The White House travel office scandal began five years ago, when seven career employees in the office were fired and replaced by political appointees, including a distant cousin of President Clinton.

Controversy erupted and soon questions were being raised about the role of first lady Hillary Rodham Clinton. Deputy White House counsel Vincent W. Foster Jr. and others in the counsel's office were accused of trying to gin up charges against the dismissed travel office employees. Before long, Foster, a longtime friend of Hillary Clinton, went to see a lawyer, hoping for some advice on how to handle the matter.

On July 20, 1993, nine days after talking to the lawyer, Foster killed himself.

Today at 10 a.m., that lawyer, James Hamilton, will tell the Supreme Court in a special hearing that his conversations with Foster should remain confidential. Backed by lawyer groups and advocates for the ill and elderly, Hamilton will argue that the attorney-client privilege should survive even when the client does not.

But prosecutors from independent counsel Kenneth W. Starr's office will try to convince the justices that the importance of Hamilton's notes to Starr's criminal investigation outweighs any privilege. Since 1996, Starr has been looking into whether any crimes were committed during the travel office firings and aftermath.

"[P]rivileges obstruct the search for truth," Starr wrote in a brief to the court, contending that the attorney-client privilege should dissolve when the client dies.

Since the Supreme Court agreed to take the case, national attention has been focused not only on Starr's effort to obtain the notes but also on the relationship between all clients and their lawyers. The case pits two competing ideals: that people who go to lawyers should be assured secrecy so they feel free to confide fully and obtain the best advice, against prosecutors' claims that they need access to information to get at the truth.

"This is part of a larger picture," said Laura Ariane Miller, a defense attorney in the District. "It is very difficult to get a client to share with you what you really genuinely need to know to defend the client. The more we chip away or qualify the privilege, the more I will not be able to say to someone that I can ensure your confidence."

But the D.C. Circuit Court of Appeals summed up the competing interest when it ruled last August for Starr: "Obviously the death removes the client as a direct source of information" and keeping critical information secret exacts a high cost on the judicial system, particularly if the information cannot be obtained elsewhere.

Today's dispute over whether conversations between an attorney and client should remain confidential forever is one of several "privilege" controversies spurred by the wide-ranging independent counsel probe.

Last week, the justices refused Starr's request that they bypass the normal appeals process to decide whether White House attorneys and Secret Service agents can be forced to testify in the Monica S. Lewinsky investigation. Those cases involve claims of a government attorney-client privilege and a "protective function privilege." The cases will go instead to the D.C. Circuit Court of Appeals for a decision.

While the travel office case was subject to an appeals court decision, it is on a faster track at the Supreme Court than usual. The justices traditionally finish hearing arguments in April, but Starr persuaded them to hear and try to resolve Swidler & Berlin v. United States before recessing this term. That means a ruling is likely by the end of June.
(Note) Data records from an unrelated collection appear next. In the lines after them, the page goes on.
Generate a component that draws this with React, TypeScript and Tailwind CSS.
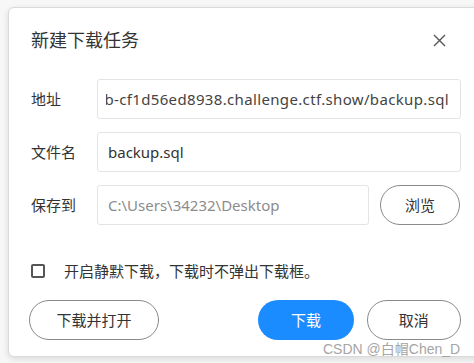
import React from 'react';

const font = { fontFamily: '"Noto Sans", "Noto Sans CJK SC", sans-serif' };

const Field: React.FC<{ label: string; children: React.ReactNode }> = ({ label, children }) => (
  <div className="flex items-center h-[40px]">
    <div className="w-[66px] shrink-0 text-[15px] text-[#333]">{label}</div>
    {children}
  </div>
);

export default function App() {
  return (
    <div className="relative w-full h-[363px] overflow-hidden bg-[#f7f7f7]" style={font}>
      <div className="ml-[8px] mt-[7px] w-[476px] h-[350px] bg-white border border-[#dadada] rounded-[6px] shadow-[0_2px_6px_rgba(0,0,0,0.12)] pl-[22px] pr-[22px] pt-[18px]">
        {/* title */}
        <div className="flex items-center justify-between h-[28px]">
          <div className="text-[18px] leading-[28px] text-[#333]">新建下载任务</div>
          <button className="mr-[15px] w-[14px] h-[14px] flex items-center justify-center">
            <svg width="13" height="13" viewBox="0 0 13 13" fill="none" stroke="#555" strokeWidth="1.4">
              <path d="M1 1L12 12M12 1L1 12" />
            </svg>
          </button>
        </div>

        {/* form */}
        <div className="mt-[25px] flex flex-col gap-[13px]">
          <Field label="地址">
            <div className="flex-1 min-w-0 h-[40px] border border-[#e4e4e4] rounded-[3px] px-[8px] flex items-center">
              <div className="flex-1 min-w-0 overflow-hidden flex justify-end whitespace-nowrap text-[15px] text-[#444] pr-[3px] tracking-[0.35px]">
                <span className="shrink-0">http://web-cf1d56ed8938.challenge.ctf.show/backup.sql</span>
              </div>
            </div>
          </Field>
          <Field label="文件名">
            <div className="flex-1 min-w-0 h-[40px] border border-[#e4e4e4] rounded-[3px] px-[10px] flex items-center text-[15px] text-[#333]">
              backup.sql
            </div>
          </Field>
          <Field label="保存到">
            <div className="w-[272px] h-[40px] border border-[#e4e4e4] rounded-[3px] px-[10px] flex items-center text-[15px] text-[#8c8c8c]">
              C:\Users\34232\Desktop
            </div>
            <button className="ml-[11px] w-[80px] h-[40px] rounded-full border border-[#8a8a8a] text-[15px] text-[#333]">
              浏览
            </button>
          </Field>
        </div>

        {/* silent download */}
        <div className="mt-[36px] h-[20px] flex items-center">
          <div className="w-[14px] h-[14px] border-2 border-[#555] rounded-[2px]" />
          <div className="ml-[19px] text-[15px] text-[#333]">开启静默下载，下载时不弹出下载框。</div>
        </div>

        {/* actions */}
        <div className="mt-[19px] flex items-center -ml-[2px]">
          <button className="w-[131px] h-[40px] rounded-full border border-[#8a8a8a] text-[15px] text-[#333]">
            下载并打开
          </button>
          <button className="ml-[99px] w-[96px] h-[40px] rounded-full bg-[#1a8cff] text-[15px] text-white">
            下载
          </button>
          <button className="ml-[13px] w-[95px] h-[40px] rounded-full border border-[#8a8a8a] text-[15px] text-[#333]">
            取消
          </button>
        </div>
      </div>

      <div
        className="absolute left-[323px] top-[341px] text-[14px] leading-[16px] text-[#a5a5a5]"
        style={{ fontFamily: '"Liberation Sans", "Noto Sans CJK SC", sans-serif' }}
      >
        CSDN @白帽Chen_D
      </div>
    </div>
  );
}
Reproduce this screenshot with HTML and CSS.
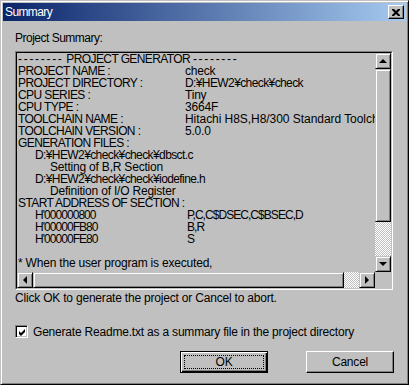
FILE: index.html
```html
<!DOCTYPE html>
<html lang="en">
<head>
    <meta charset="UTF-8">
    <meta name="viewport" content="width=device-width, initial-scale=1.0">
    <title>Summary</title>
    <link rel="stylesheet" href="styles.css">
</head>
<body>

    <div class="window">
        <div class="titlebar">
            <span class="title">Summary</span>
            <span class="close-btn">
                <svg width="8" height="7" viewBox="0 0 8 7">
                    <path d="M0 0h2l2 2 2-2h2v1l-2.5 2.5L8 6v1H6L4 5 2 7H0V6l2.5-2.5L0 1z" fill="#000"/>
                </svg>
            </span>
        </div>

        <div class="content">
            <div class="label">Project Summary:</div>

            <div class="textbox">
                <div class="textbox-inner">
                    <div class="text">
                        <div class="line caps"><span class="dashes">--------</span> PROJECT GENERATOR <span class="dashes">--------</span></div>
                        <div class="line"><span class="key">PROJECT NAME :</span>check</div>
                        <div class="line"><span class="key">PROJECT DIRECTORY :</span><span class="caps">D:¥HEW2¥check¥check</span></div>
                        <div class="line"><span class="key">CPU SERIES :</span>Tiny</div>
                        <div class="line"><span class="key">CPU TYPE :</span>3664F</div>
                        <div class="line"><span class="key">TOOLCHAIN NAME :</span><span class="wide">Hitachi H8S,H8/300 Standard Toolchain</span></div>
                        <div class="line"><span class="key">TOOLCHAIN VERSION :</span>5.0.0</div>
                        <div class="line caps">GENERATION FILES :</div>
                        <div class="line caps indent1">D:¥HEW2¥check¥check¥dbsct.c</div>
                        <div class="line indent2">Setting of B,R Section</div>
                        <div class="line caps indent1">D:¥HEW2¥check¥check¥iodefine.h</div>
                        <div class="line indent2">Definition of I/O Register</div>
                        <div class="line caps">START ADDRESS OF SECTION :</div>
                        <div class="line addr-line indent1"><span class="addr">H'000000800</span>P,C,C$DSEC,C$BSEC,D</div>
                        <div class="line addr-line indent1"><span class="addr">H'00000FB80</span>B,R</div>
                        <div class="line addr-line indent1"><span class="addr">H'00000FE80</span>S</div>
                        <div class="line"> </div>
                        <div class="line">* When the user program is executed,</div>
                    </div>

                    <div class="vscroll">
                        <span class="sb-btn"><span class="arrow up"></span></span>
                        <span class="sb-thumb v-thumb"></span>
                        <span class="sb-track"></span>
                        <span class="sb-btn"><span class="arrow down"></span></span>
                    </div>

                    <div class="hscroll">
                        <span class="sb-btn"><span class="arrow left"></span></span>
                        <span class="sb-thumb h-thumb"></span>
                        <span class="sb-track"></span>
                        <span class="sb-btn"><span class="arrow right"></span></span>
                    </div>

                    <div class="corner"></div>
                </div>
            </div>

            <div class="hint">Click OK to generate the project or Cancel to abort.</div>

            <label class="check-row">
                <span class="checkbox">
                    <svg width="9" height="9" viewBox="0 0 9 9">
                        <path d="M1 3l2 2 4-4v3l-4 4-2-2z" fill="#000"/>
                    </svg>
                </span>
                Generate Readme.txt as a summary file in the project directory
            </label>

            <div class="buttons">
                <button type="button" class="btn default"><span class="focus">OK</span></button>
                <button type="button" class="btn">Cancel</button>
            </div>
        </div>
    </div>

</body>
</html>
```

FILE: styles.css
```css
body {
    margin: 0;
    background-color: #c0c0c0;
    font-family: "Liberation Sans", Arial, sans-serif;
    font-size: 12px;
    letter-spacing: -0.2px;
    color: #000;
}

.window {
    width: 409px;
    height: 385px;
    box-sizing: border-box;
    padding: 2px;
    border: 1px solid;
    border-color: #c0c0c0 #000 #000 #c0c0c0;
    box-shadow: inset 1px 1px #fff, inset -1px -1px #808080;
    background-color: #c0c0c0;
}

.titlebar {
    height: 18px;
    display: flex;
    align-items: center;
    justify-content: space-between;
    padding: 0 2px 0 2px;
    background: linear-gradient(to right, #0a246a, #a6caf0);
    color: #fff;
}

.title {
    font-size: 12px;
    letter-spacing: -0.6px;
    line-height: 18px;
}

.close-btn {
    width: 16px;
    height: 14px;
    box-sizing: border-box;
    display: flex;
    align-items: center;
    justify-content: center;
    background-color: #c0c0c0;
    border: 1px solid;
    border-color: #fff #000 #000 #fff;
    box-shadow: inset -1px -1px #808080;
}

.content {
    padding: 0 12px;
}

.label {
    margin-top: 10px;
    line-height: 14px;
    letter-spacing: -0.5px;
}

.textbox {
    margin-top: 6px;
    width: 378px;
    height: 239px;
    box-sizing: border-box;
    border: 1px solid;
    border-color: #808080 #fff #fff #808080;
}

.textbox-inner {
    height: 100%;
    box-sizing: border-box;
    border: 1px solid;
    border-color: #000 #c0c0c0 #c0c0c0 #000;
    display: grid;
    grid-template-columns: 1fr 16px;
    grid-template-rows: 1fr 16px;
}

.text {
    overflow: hidden;
    padding-left: 1px;
}

.line {
    height: 12px;
    line-height: 12px;
    white-space: pre;
}

.caps,
.key {
    letter-spacing: -0.6px;
}

.key {
    display: inline-block;
    width: 167px;
}

.wide {
    letter-spacing: -0.05px;
}

.addr-line {
    letter-spacing: -0.95px;
}

.addr {
    display: inline-block;
    width: 152px;
}

.indent1 {
    padding-left: 17px;
}

.indent2 {
    padding-left: 32px;
}

.dashes {
    letter-spacing: 1.7px;
}

.vscroll {
    display: flex;
    flex-direction: column;
}

.hscroll {
    display: flex;
}

.sb-btn,
.sb-thumb {
    flex: none;
    width: 16px;
    height: 16px;
    box-sizing: border-box;
    display: flex;
    align-items: center;
    justify-content: center;
    background-color: #c0c0c0;
    border: 1px solid;
    border-color: #c0c0c0 #000 #000 #c0c0c0;
    box-shadow: inset 1px 1px #fff, inset -1px -1px #808080;
}

.v-thumb {
    height: 153px;
}

.h-thumb {
    width: 311px;
}

.sb-track {
    flex: 1;
    background-image: conic-gradient(#fff 25%, #c0c0c0 0 50%, #fff 0 75%, #c0c0c0 0);
    background-size: 2px 2px;
}

.arrow {
    width: 0;
    height: 0;
    border: 0 solid transparent;
}

.arrow.up {
    border-width: 0 4px 4px 4px;
    border-bottom-color: #000;
    margin-top: -1px;
}

.arrow.down {
    border-width: 4px 4px 0 4px;
    border-top-color: #000;
}

.arrow.left {
    border-width: 4px 4px 4px 0;
    border-right-color: #000;
    margin-left: -1px;
}

.arrow.right {
    border-width: 4px 0 4px 4px;
    border-left-color: #000;
}

.corner {
    background-color: #c0c0c0;
}

.hint {
    margin-top: 1px;
    line-height: 14px;
}

.check-row {
    margin-top: 20px;
    height: 13px;
    display: flex;
    align-items: center;
    gap: 5px;
}

.checkbox {
    width: 13px;
    height: 13px;
    box-sizing: border-box;
    display: flex;
    align-items: center;
    justify-content: center;
    background-color: #fff;
    border: 1px solid;
    border-color: #808080 #fff #fff #808080;
    box-shadow: inset 1px 1px #000, inset -1px -1px #c0c0c0;
}

.checkbox svg {
    margin: 1px 0 0 1px;
}

.buttons {
    margin-top: 13px;
    display: flex;
    justify-content: flex-end;
    gap: 38px;
}

.btn {
    width: 88px;
    height: 22px;
    box-sizing: border-box;
    padding: 0;
    font-family: inherit;
    font-size: 12px;
    letter-spacing: -0.2px;
    color: #000;
    background-color: #c0c0c0;
    border: 1px solid;
    border-color: #fff #000 #000 #fff;
    box-shadow: inset -1px -1px #808080;
}

.btn.default {
    border-color: #000;
    box-shadow: inset 1px 1px #fff, inset -1px -1px #000, inset -2px -2px #808080;
}

.focus {
    display: block;
    margin: 3px;
    height: 14px;
    line-height: 12px;
    box-sizing: border-box;
    border: 1px dotted #000;
}
```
Hamilton, of the law firm of Swidler & Berlin, has argued his own case. During the D.C. Circuit appeals court hearing last year, Hamilton said he was not certain why Foster killed himself or whether he was thinking about suicide when he came to see Hamilton. "But I am totally certain . . . of one thing. . . . If I had not assured Vince Foster that our conversation was a privileged conversation, we would not have had that conversation, and there would have been no notes that are the subject of this situation today."

Hamilton has said all clients, whether or not they may face a criminal proceeding, will not speak candidly if they fear what they say will be revealed after death.

Siding with him is the American Bar Association, which has told the justices: "[I]t is fair to assume that hundreds of thousands if not millions of Americans live today . . . in the expectation that they may soon die. . . . Many of these people undoubtedly have secrets and confidences that, if revealed, would be at the least highly embarrassing to themselves or their friends and loved ones." The ABA cited as example hidden assets or financial transactions and children born out of wedlock. The White House has not taken a position in the case.

The independent counsel's office will be represented by Brett M. Kavanaugh, who successfully argued the case at the D.C. Circuit. He stresses that a dead client cannot be harmed by disclosures and that some exceptions to the privilege already exist. When a will is being contested, for example, the deceased client's lawyer can be forced to testify so that the estate can be properly settled. And Starr's office insists any "marginal chilling" of candid conversations should "not outweigh the grand jury's need for relevant evidence."